Contrary to the perpetual mythmaking of certain corners of Rap Twitter, Earl isn’t some lyrical messiah here to bring classicism back to hip-hop and halt the ascent of the genre’s face-tatted new superstars. Instead, he’s an artist in the mold Baldwin lays out; focused only on the improvement of his craft, the execution of his own insular creative vision.
His words as a rapper aren’t “imprecise.” They’re obsessively pruned, chosen and labored over, even as his vocal delivery is studiously not. It’s been this way since the nonsensical, internal rhyming shock raps of 2010’s EARL — his teenaged breakout — but here he’s mastered the art of restraint. Some Rap Songs is an album that circles death, loss and maturity, but it’s the rare album to resist offering any broader meaning to its themes. Earl doesn’t provide any easy answers because he doesn’t have any.

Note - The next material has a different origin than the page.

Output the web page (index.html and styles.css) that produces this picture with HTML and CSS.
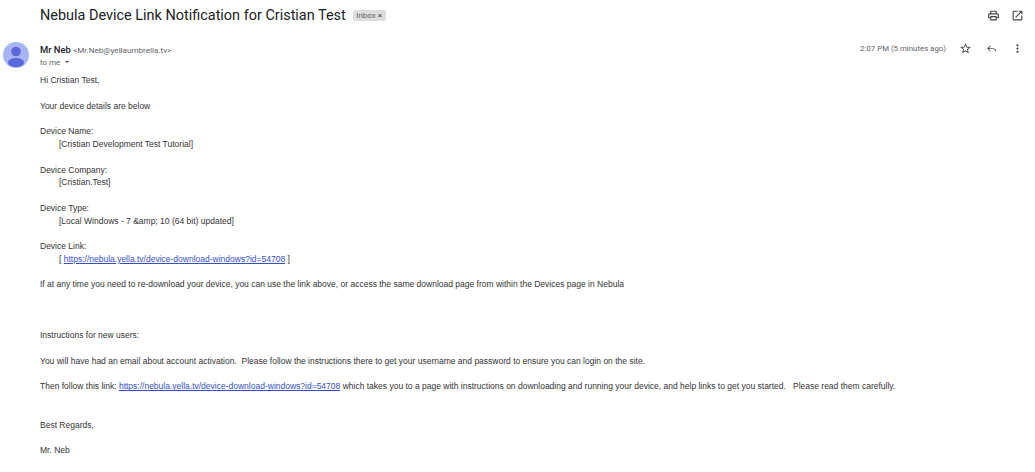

Instead, Some Rap Songs is simply a project full of good songs about bad emotions. In January, Sweatshirt’s father, the South African poet laureate Keorapetse Kgositsile, died. “Me and my dad had a relationship that’s not uncommon for people to have with their fathers, which is a non-perfect one,” Earl wrote in a statement before the album was released. “Talking to him is symbolic and non-symbolic, but it’s literally closure for my childhood. Not getting to have that moment left me to figure out a lot with my damn self.”

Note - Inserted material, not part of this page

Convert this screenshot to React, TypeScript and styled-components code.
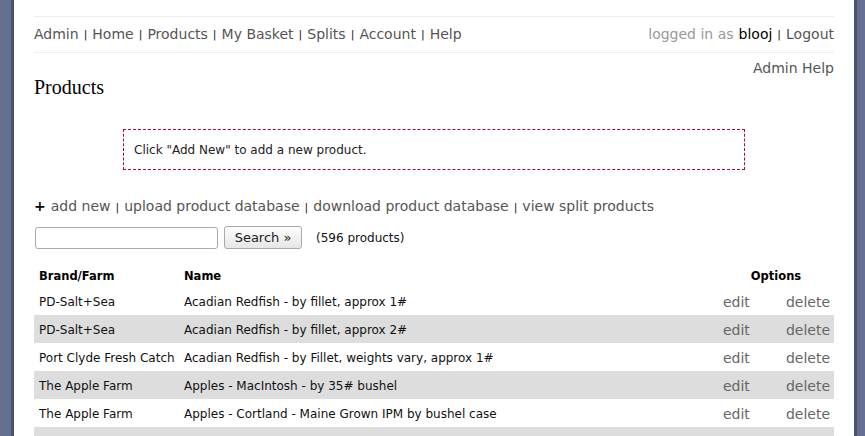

Often this grief manifests itself in repetition, and Earl selects a series of concise, looping beats over which to deploy repeated iterations of the same memories. He’s drowning and in disbelief that no one informed him there was a way to escape. “Why ain’t nobody tell me I was sinkin’ / Ain’t nobody tell me I could leave,” he raps on album opener “Shattered Dreams.” A song later (“Red Water”) he again proclaims, “I was sinkin’ / I ain’t know that I could leave.” On “The Mint” he laments that he’s standing in “shoulder-level water” and it won’t stop rising. It’s unclear whether Earl is trying to escape from fame, depression, expectations or death. It could be all of them, but he makes it clear the pressure is getting to him.

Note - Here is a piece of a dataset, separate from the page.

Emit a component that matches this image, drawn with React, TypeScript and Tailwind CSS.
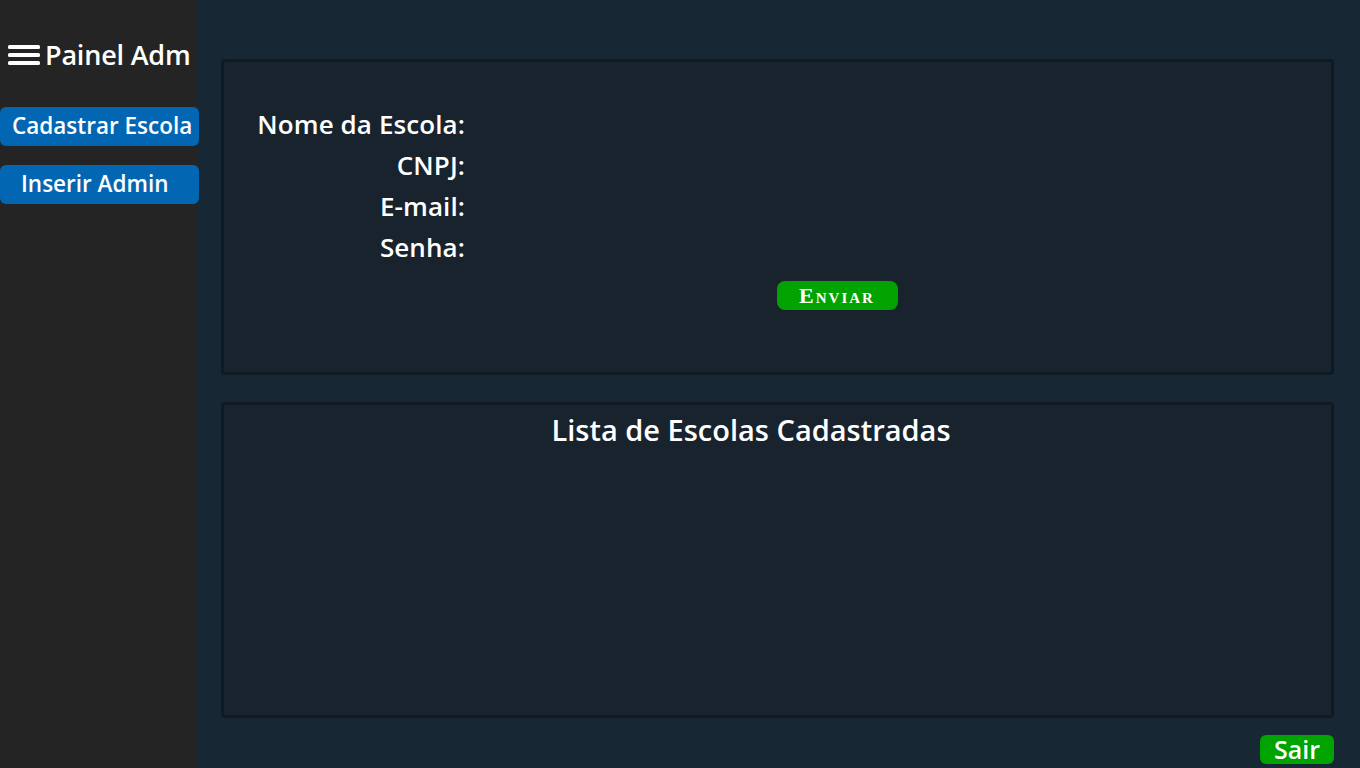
const font = "font-['Open_Sans','DejaVu_Sans',sans-serif]"

function Field({ label }: { label: string }) {
  return (
    <div className="flex h-[41px] items-center">
      <label className="w-[241px] text-right text-[26px] font-semibold leading-none tracking-[0.1px] text-white">{label}</label>
      <div className="ml-3 flex-1" />
    </div>
  )
}

export default function App() {
  return (
    <div className={`flex h-[768px] w-[1360px] overflow-hidden bg-[#172733] ${font}`}>
      {/* sidebar */}
      <aside className="w-[197px] shrink-0 bg-[#242424] pt-[41px]">
        <div className="flex items-center gap-[5px] pl-[8px]">
          <svg width="32" height="22" viewBox="0 0 32 22">
            <rect x="0" y="1" width="32" height="4" rx="1.5" fill="#fff" />
            <rect x="0" y="9" width="32" height="4" rx="1.5" fill="#fff" />
            <rect x="0" y="17" width="32" height="4" rx="1.5" fill="#fff" />
          </svg>
          <span className="text-[27px] font-semibold leading-none tracking-[-0.2px] text-white">Painel Adm</span>
        </div>
        <div className="mt-[39px] flex flex-col gap-[19px]">
          <button className="h-[39px] w-[199px] rounded-[6px] bg-[#0366b3] pl-[12px] text-left text-[22.5px] font-semibold leading-none text-white">
            Cadastrar Escola
          </button>
          <button className="h-[39px] w-[199px] rounded-[6px] bg-[#0366b3] pl-[21px] text-left text-[22.5px] font-semibold leading-none text-white">
            Inserir Admin
          </button>
        </div>
      </aside>

      {/* main */}
      <main className="flex flex-1 flex-col pl-[24px] pr-[26px] pt-[59px]">
        <section className="h-[316px] rounded-[4px] border-[3px] border-[#0f1a22] bg-[#18232e] pt-[41px]">
          <div className="flex flex-col">
            <Field label="Nome da Escola:" />
            <Field label="CNPJ:" />
            <Field label="E-mail:" />
            <Field label="Senha:" />
          </div>
          <div className="mt-[14px] flex justify-center pl-[119px]">
            <button className="h-[29px] w-[121px] rounded-[8px] bg-[#00a300] font-['Liberation_Serif',serif] text-[22px] font-semibold leading-none tracking-[2px] text-white [font-variant:small-caps]">
              Enviar
            </button>
          </div>
        </section>

        <section className="mt-[27px] h-[316px] rounded-[4px] border-[3px] border-[#0f1a22] bg-[#18232e] pr-[53px] pt-[7px]">
          <h2 className="text-center text-[29px] font-semibold leading-[36px] text-white">Lista de Escolas Cadastradas</h2>
        </section>

        <div className="mt-[17px] flex justify-end">
          <button className="h-[29px] w-[74px] rounded-[6px] bg-[#00a300] text-[25px] font-semibold leading-none text-white">
            Sair
          </button>
        </div>
      </main>
    </div>
  )
}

Some Rap Songs seeks, always, to circumvent the listener’s expectations. Claustrophobic, crackling and nostalgic, the production by Sweatshirt, Booliemane, Adé Hakim, Denmark, Black Noi$e and Sage Elesser leans into its lowest-fi instincts. Earl decided to make his own version of rapper MF Doom and producer Mad Lib’s elliptical classic Madvillainy, but is playing the roles of both DOOM and Madlib. Earl’s vocals are constantly on the verge of being swallowed whole, as samples by The Endeavors, Soul Superiors and Billy Jones overfill the space, the loops replacing the hooks Earl declined to write. He’s still a preternaturally talented lyricist but is less inclined to display that through brute force, opting to fade into the mix instead.
Talent tends to produce a singular kind of egotism. People want others to know they’re great, so they flaunt their greatness — nuance or moderation is an afterthought. For lyrically dense and complex rappers, this often manifests itself in a showy display of heady bars and dense wordplay, the parts more important than the whole. Some Rap Songs is the rare album by an immensely talented lyricist who deigns not to pull out any fireworks, opting to sink into the cushion’s of a therapist’s couch in the search for an honest work of art. It’s a delicate statement of restraint, and in this case the process shows more of the artist than ever before.